## REQUIREMENT
Repeat, exactly and completely, the material that follows. Omit the pictures.

= = = = = = =

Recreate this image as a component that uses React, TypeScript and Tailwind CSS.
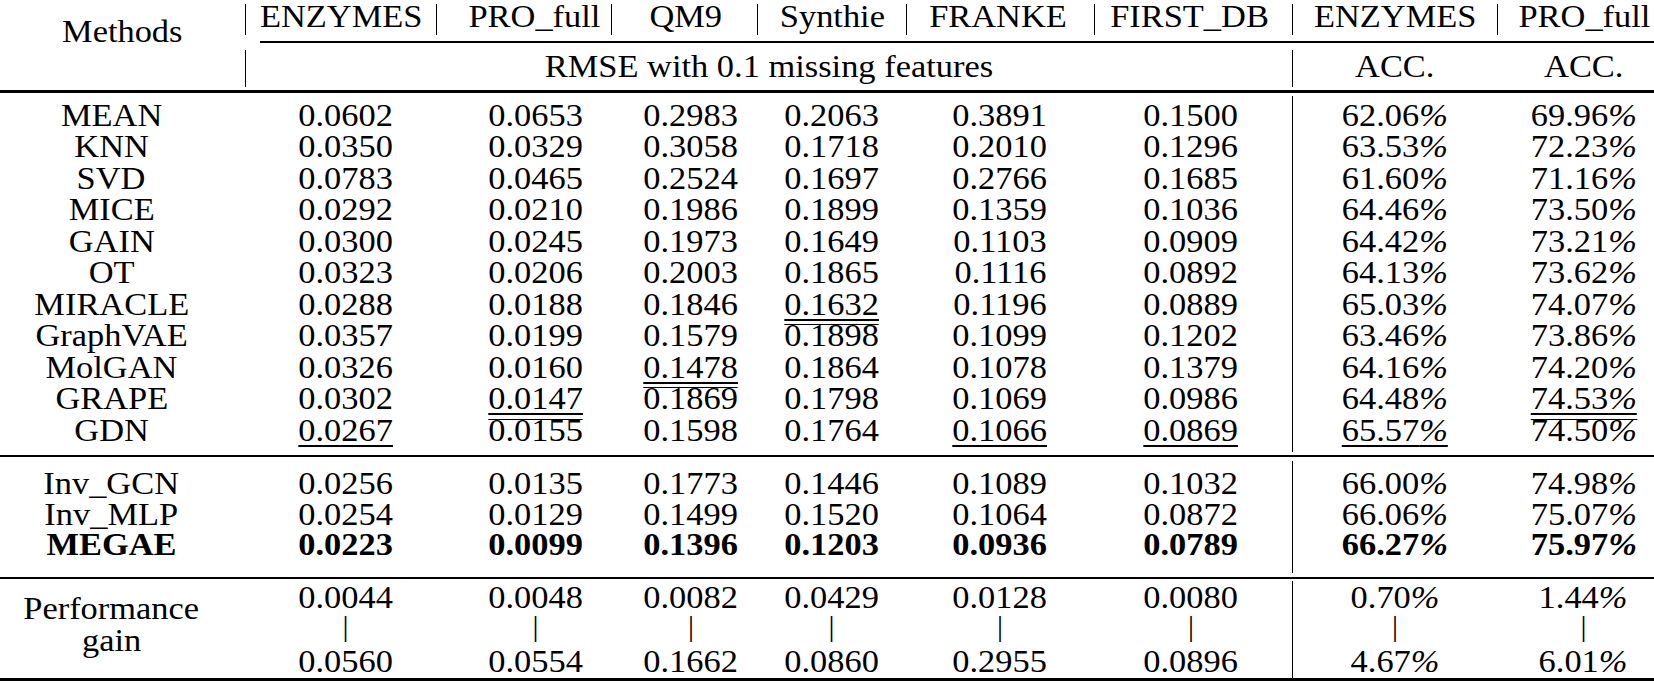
const group1 = [
  ["MEAN", "0.0602", "0.0653", "0.2983", "0.2063", "0.3891", "0.1500", "62.06%", "69.96%"],
  ["KNN", "0.0350", "0.0329", "0.3058", "0.1718", "0.2010", "0.1296", "63.53%", "72.23%"],
  ["SVD", "0.0783", "0.0465", "0.2524", "0.1697", "0.2766", "0.1685", "61.60%", "71.16%"],
  ["MICE", "0.0292", "0.0210", "0.1986", "0.1899", "0.1359", "0.1036", "64.46%", "73.50%"],
  ["GAIN", "0.0300", "0.0245", "0.1973", "0.1649", "0.1103", "0.0909", "64.42%", "73.21%"],
  ["OT", "0.0323", "0.0206", "0.2003", "0.1865", "0.1116", "0.0892", "64.13%", "73.62%"],
  ["MIRACLE", "0.0288", "0.0188", "0.1846", "0.1632", "0.1196", "0.0889", "65.03%", "74.07%"],
  ["GraphVAE", "0.0357", "0.0199", "0.1579", "0.1898", "0.1099", "0.1202", "63.46%", "73.86%"],
  ["MolGAN", "0.0326", "0.0160", "0.1478", "0.1864", "0.1078", "0.1379", "64.16%", "74.20%"],
  ["GRAPE", "0.0302", "0.0147", "0.1869", "0.1798", "0.1069", "0.0986", "64.48%", "74.53%"],
  ["GDN", "0.0267", "0.0155", "0.1598", "0.1764", "0.1066", "0.0869", "65.57%", "74.50%"],
];

// second best is underlined; a few cells below them carry the double rule
const underlined = ["10-1", "9-2", "8-3", "6-4", "10-5", "10-6", "10-7", "9-8"];
const overlined = ["10-2", "9-3", "7-4", "10-8"];

const group2 = [
  ["Inv_GCN", "0.0256", "0.0135", "0.1773", "0.1446", "0.1089", "0.1032", "66.00%", "74.98%"],
  ["Inv_MLP", "0.0254", "0.0129", "0.1499", "0.1520", "0.1064", "0.0872", "66.06%", "75.07%"],
  ["MEGAE", "0.0223", "0.0099", "0.1396", "0.1203", "0.0936", "0.0789", "66.27%", "75.97%"],
];

const gains = [
  ["0.0044", "0.0560"],
  ["0.0048", "0.0554"],
  ["0.0082", "0.1662"],
  ["0.0429", "0.0860"],
  ["0.0128", "0.2955"],
  ["0.0080", "0.0896"],
  ["0.70%", "4.67%"],
  ["1.44%", "6.01%"],
];

const grid9 =
  "grid grid-cols-[245px_191px_175px_146px_149px_188px_198px_205px_157px]";
const grid8 = "grid grid-cols-[191px_175px_146px_149px_188px_198px_205px_157px]";

const bodyOff = ["pr-[22px]", "pl-[10px]", "pl-[24px]", "pl-[14px]", "", "", "pr-[4px]", "", "pl-[16px]"];
const headOff = ["", "pl-[20px]", "pl-[2px]", "", "pr-[4px]", "pr-[8px]", "", "pl-[16px]"];

// the source picture is stretched sideways: glyphs are wider than Times at this height
function T({ children }: { children: React.ReactNode }) {
  return <span className="inline-block scale-x-[1.11] whitespace-nowrap">{children}</span>;
}

function Val({ v }: { v: string }) {
  if (v.endsWith("%")) {
    return (
      <>
        {v.slice(0, -1)}
        <i>%</i>
      </>
    );
  }
  return <>{v}</>;
}

function Cell({ v, u, o }: { v: string; u?: boolean; o?: boolean }) {
  if (u) {
    return (
      <span className="underline decoration-[1.5px] underline-offset-[4px]">
        <Val v={v} />
      </span>
    );
  }
  if (o) {
    return (
      <span className="inline-block leading-[22px] border-t-[1.5px] border-black">
        <Val v={v} />
      </span>
    );
  }
  return <Val v={v} />;
}

function Group({
  rows,
  pitch,
  colPad,
  bold,
}: {
  rows: string[][];
  pitch: string;
  colPad: string;
  bold?: number;
}) {
  return (
    <div className={grid9}>
      {Array.from({ length: 9 }).map((_, c) => (
        <div
          key={c}
          className={`flex flex-col items-center ${colPad} ${bodyOff[c]} ${
            c === 7 ? "border-l-[1.5px] border-black" : ""
          }`}
        >
          {rows.map((r, i) => (
            <div key={i} className={`${pitch} ${bold === i ? "font-bold" : ""}`}>
              <T>
                <Cell
                  v={r[c]}
                  u={rows.length > 3 && underlined.includes(`${i}-${c}`)}
                  o={rows.length > 3 && overlined.includes(`${i}-${c}`)}
                />
              </T>
            </div>
          ))}
        </div>
      ))}
    </div>
  );
}

export default function App() {
  return (
    <div className="w-[1654px] h-[683px] bg-white text-black font-['Liberation_Serif',serif] text-[31px] overflow-hidden">
      {/* header */}
      <div className="flex">
        <div className="w-[245px] h-[90px] flex items-center justify-center pb-[26px] leading-[26px]">
          <T>Methods</T>
        </div>
        <div className="flex-1 flex flex-col">
          <div className={`${grid8} pt-[4px]`}>
            {["ENZYMES", "PRO_full", "QM9", "Synthie", "FRANKE", "FIRST_DB", "ENZYMES", "PRO_full"].map(
              (h, i) => (
                <div
                  key={i}
                  className={`h-[31px] border-l-[1.5px] border-black flex justify-center leading-[26px] ${headOff[i]}`}
                >
                  <T>{h}</T>
                </div>
              )
            )}
          </div>
          <div className="mt-[6px] ml-[15px] h-[1.5px] bg-black" />
          <div className={`${grid8} mt-[7px]`}>
            <div className="col-span-6 h-[37px] border-l-[1.5px] border-black flex justify-center pt-[4px] leading-[26px]">
              <T>RMSE with 0.1 missing features</T>
            </div>
            <div className="h-[37px] border-l-[1.5px] border-black flex justify-center pt-[4px] leading-[26px]">
              <T>ACC.</T>
            </div>
            <div className="h-[37px] flex justify-center pt-[4px] pl-[16px] leading-[26px]">
              <T>ACC.</T>
            </div>
          </div>
        </div>
      </div>
      <div className="h-[2.5px] bg-black" />

      {/* baselines */}
      <div className="py-[3px]">
        <Group rows={group1} pitch="h-[31.5px] leading-[31.5px]" colPad="pt-[4px] pb-[6px]" />
      </div>
      <div className="h-[2px] bg-black" />

      {/* ours */}
      <div className="pt-[4px] pb-[4px]">
        <Group
          rows={group2}
          pitch="h-[30.5px] leading-[30.5px]"
          colPad="pt-[8px] pb-[12px]"
          bold={2}
        />
      </div>
      <div className="h-[2px] bg-black" />

      {/* gain */}
      <div className={`${grid9} pt-[2px]`}>
        <div className="flex flex-col items-center justify-center pr-[22px] pb-[8px] leading-[32px]">
          <T>Performance</T>
          <T>gain</T>
        </div>
        {gains.map((g, i) => (
          <div
            key={i}
            className={`flex flex-col items-center pt-[1px] ${bodyOff[i + 1]} ${
              i === 6 ? "border-l-[1.5px] border-black" : ""
            }`}
          >
            <div className="h-[32px] leading-[32px]">
              <T>
                <Val v={g[0]} />
              </T>
            </div>
            <div className="h-[32px] flex items-center">
              <span className="leading-none text-[30px] -translate-y-[4px]">|</span>
            </div>
            <div className="h-[32px] leading-[32px]">
              <T>
                <Val v={g[1]} />
              </T>
            </div>
          </div>
        ))}
      </div>
      <div className="h-[3px] bg-black" />
    </div>
  );
}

= = = = = = =

## THE COMPLETED TASK
Recreate this image as a component that uses React, TypeScript and Tailwind CSS.
const group1 = [
  ["MEAN", "0.0602", "0.0653", "0.2983", "0.2063", "0.3891", "0.1500", "62.06%", "69.96%"],
  ["KNN", "0.0350", "0.0329", "0.3058", "0.1718", "0.2010", "0.1296", "63.53%", "72.23%"],
  ["SVD", "0.0783", "0.0465", "0.2524", "0.1697", "0.2766", "0.1685", "61.60%", "71.16%"],
  ["MICE", "0.0292", "0.0210", "0.1986", "0.1899", "0.1359", "0.1036", "64.46%", "73.50%"],
  ["GAIN", "0.0300", "0.0245", "0.1973", "0.1649", "0.1103", "0.0909", "64.42%", "73.21%"],
  ["OT", "0.0323", "0.0206", "0.2003", "0.1865", "0.1116", "0.0892", "64.13%", "73.62%"],
  ["MIRACLE", "0.0288", "0.0188", "0.1846", "0.1632", "0.1196", "0.0889", "65.03%", "74.07%"],
  ["GraphVAE", "0.0357", "0.0199", "0.1579", "0.1898", "0.1099", "0.1202", "63.46%", "73.86%"],
  ["MolGAN", "0.0326", "0.0160", "0.1478", "0.1864", "0.1078", "0.1379", "64.16%", "74.20%"],
  ["GRAPE", "0.0302", "0.0147", "0.1869", "0.1798", "0.1069", "0.0986", "64.48%", "74.53%"],
  ["GDN", "0.0267", "0.0155", "0.1598", "0.1764", "0.1066", "0.0869", "65.57%", "74.50%"],
];

// second best is underlined; a few cells below them carry the double rule
const underlined = ["10-1", "9-2", "8-3", "6-4", "10-5", "10-6", "10-7", "9-8"];
const overlined = ["10-2", "9-3", "7-4", "10-8"];

const group2 = [
  ["Inv_GCN", "0.0256", "0.0135", "0.1773", "0.1446", "0.1089", "0.1032", "66.00%", "74.98%"],
  ["Inv_MLP", "0.0254", "0.0129", "0.1499", "0.1520", "0.1064", "0.0872", "66.06%", "75.07%"],
  ["MEGAE", "0.0223", "0.0099", "0.1396", "0.1203", "0.0936", "0.0789", "66.27%", "75.97%"],
];

const gains = [
  ["0.0044", "0.0560"],
  ["0.0048", "0.0554"],
  ["0.0082", "0.1662"],
  ["0.0429", "0.0860"],
  ["0.0128", "0.2955"],
  ["0.0080", "0.0896"],
  ["0.70%", "4.67%"],
  ["1.44%", "6.01%"],
];

const grid9 =
  "grid grid-cols-[245px_191px_175px_146px_149px_188px_198px_205px_157px]";
const grid8 = "grid grid-cols-[191px_175px_146px_149px_188px_198px_205px_157px]";

const bodyOff = ["pr-[22px]", "pl-[10px]", "pl-[24px]", "pl-[14px]", "", "", "pr-[4px]", "", "pl-[16px]"];
const headOff = ["", "pl-[20px]", "pl-[2px]", "", "pr-[4px]", "pr-[8px]", "", "pl-[16px]"];

// the source picture is stretched sideways: glyphs are wider than Times at this height
function T({ children }: { children: React.ReactNode }) {
  return <span className="inline-block scale-x-[1.11] whitespace-nowrap">{children}</span>;
}

function Val({ v }: { v: string }) {
  if (v.endsWith("%")) {
    return (
      <>
        {v.slice(0, -1)}
        <i>%</i>
      </>
    );
  }
  return <>{v}</>;
}

function Cell({ v, u, o }: { v: string; u?: boolean; o?: boolean }) {
  if (u) {
    return (
      <span className="underline decoration-[1.5px] underline-offset-[4px]">
        <Val v={v} />
      </span>
    );
  }
  if (o) {
    return (
      <span className="inline-block leading-[22px] border-t-[1.5px] border-black">
        <Val v={v} />
      </span>
    );
  }
  return <Val v={v} />;
}

function Group({
  rows,
  pitch,
  colPad,
  bold,
}: {
  rows: string[][];
  pitch: string;
  colPad: string;
  bold?: number;
}) {
  return (
    <div className={grid9}>
      {Array.from({ length: 9 }).map((_, c) => (
        <div
          key={c}
          className={`flex flex-col items-center ${colPad} ${bodyOff[c]} ${
            c === 7 ? "border-l-[1.5px] border-black" : ""
          }`}
        >
          {rows.map((r, i) => (
            <div key={i} className={`${pitch} ${bold === i ? "font-bold" : ""}`}>
              <T>
                <Cell
                  v={r[c]}
                  u={rows.length > 3 && underlined.includes(`${i}-${c}`)}
                  o={rows.length > 3 && overlined.includes(`${i}-${c}`)}
                />
              </T>
            </div>
          ))}
        </div>
      ))}
    </div>
  );
}

export default function App() {
  return (
    <div className="w-[1654px] h-[683px] bg-white text-black font-['Liberation_Serif',serif] text-[31px] overflow-hidden">
      {/* header */}
      <div className="flex">
        <div className="w-[245px] h-[90px] flex items-center justify-center pb-[26px] leading-[26px]">
          <T>Methods</T>
        </div>
        <div className="flex-1 flex flex-col">
          <div className={`${grid8} pt-[4px]`}>
            {["ENZYMES", "PRO_full", "QM9", "Synthie", "FRANKE", "FIRST_DB", "ENZYMES", "PRO_full"].map(
              (h, i) => (
                <div
                  key={i}
                  className={`h-[31px] border-l-[1.5px] border-black flex justify-center leading-[26px] ${headOff[i]}`}
                >
                  <T>{h}</T>
                </div>
              )
            )}
          </div>
          <div className="mt-[6px] ml-[15px] h-[1.5px] bg-black" />
          <div className={`${grid8} mt-[7px]`}>
            <div className="col-span-6 h-[37px] border-l-[1.5px] border-black flex justify-center pt-[4px] leading-[26px]">
              <T>RMSE with 0.1 missing features</T>
            </div>
            <div className="h-[37px] border-l-[1.5px] border-black flex justify-center pt-[4px] leading-[26px]">
              <T>ACC.</T>
            </div>
            <div className="h-[37px] flex justify-center pt-[4px] pl-[16px] leading-[26px]">
              <T>ACC.</T>
            </div>
          </div>
        </div>
      </div>
      <div className="h-[2.5px] bg-black" />

      {/* baselines */}
      <div className="py-[3px]">
        <Group rows={group1} pitch="h-[31.5px] leading-[31.5px]" colPad="pt-[4px] pb-[6px]" />
      </div>
      <div className="h-[2px] bg-black" />

      {/* ours */}
      <div className="pt-[4px] pb-[4px]">
        <Group
          rows={group2}
          pitch="h-[30.5px] leading-[30.5px]"
          colPad="pt-[8px] pb-[12px]"
          bold={2}
        />
      </div>
      <div className="h-[2px] bg-black" />

      {/* gain */}
      <div className={`${grid9} pt-[2px]`}>
        <div className="flex flex-col items-center justify-center pr-[22px] pb-[8px] leading-[32px]">
          <T>Performance</T>
          <T>gain</T>
        </div>
        {gains.map((g, i) => (
          <div
            key={i}
            className={`flex flex-col items-center pt-[1px] ${bodyOff[i + 1]} ${
              i === 6 ? "border-l-[1.5px] border-black" : ""
            }`}
          >
            <div className="h-[32px] leading-[32px]">
              <T>
                <Val v={g[0]} />
              </T>
            </div>
            <div className="h-[32px] flex items-center">
              <span className="leading-none text-[30px] -translate-y-[4px]">|</span>
            </div>
            <div className="h-[32px] leading-[32px]">
              <T>
                <Val v={g[1]} />
              </T>
            </div>
          </div>
        ))}
      </div>
      <div className="h-[3px] bg-black" />
    </div>
  );
}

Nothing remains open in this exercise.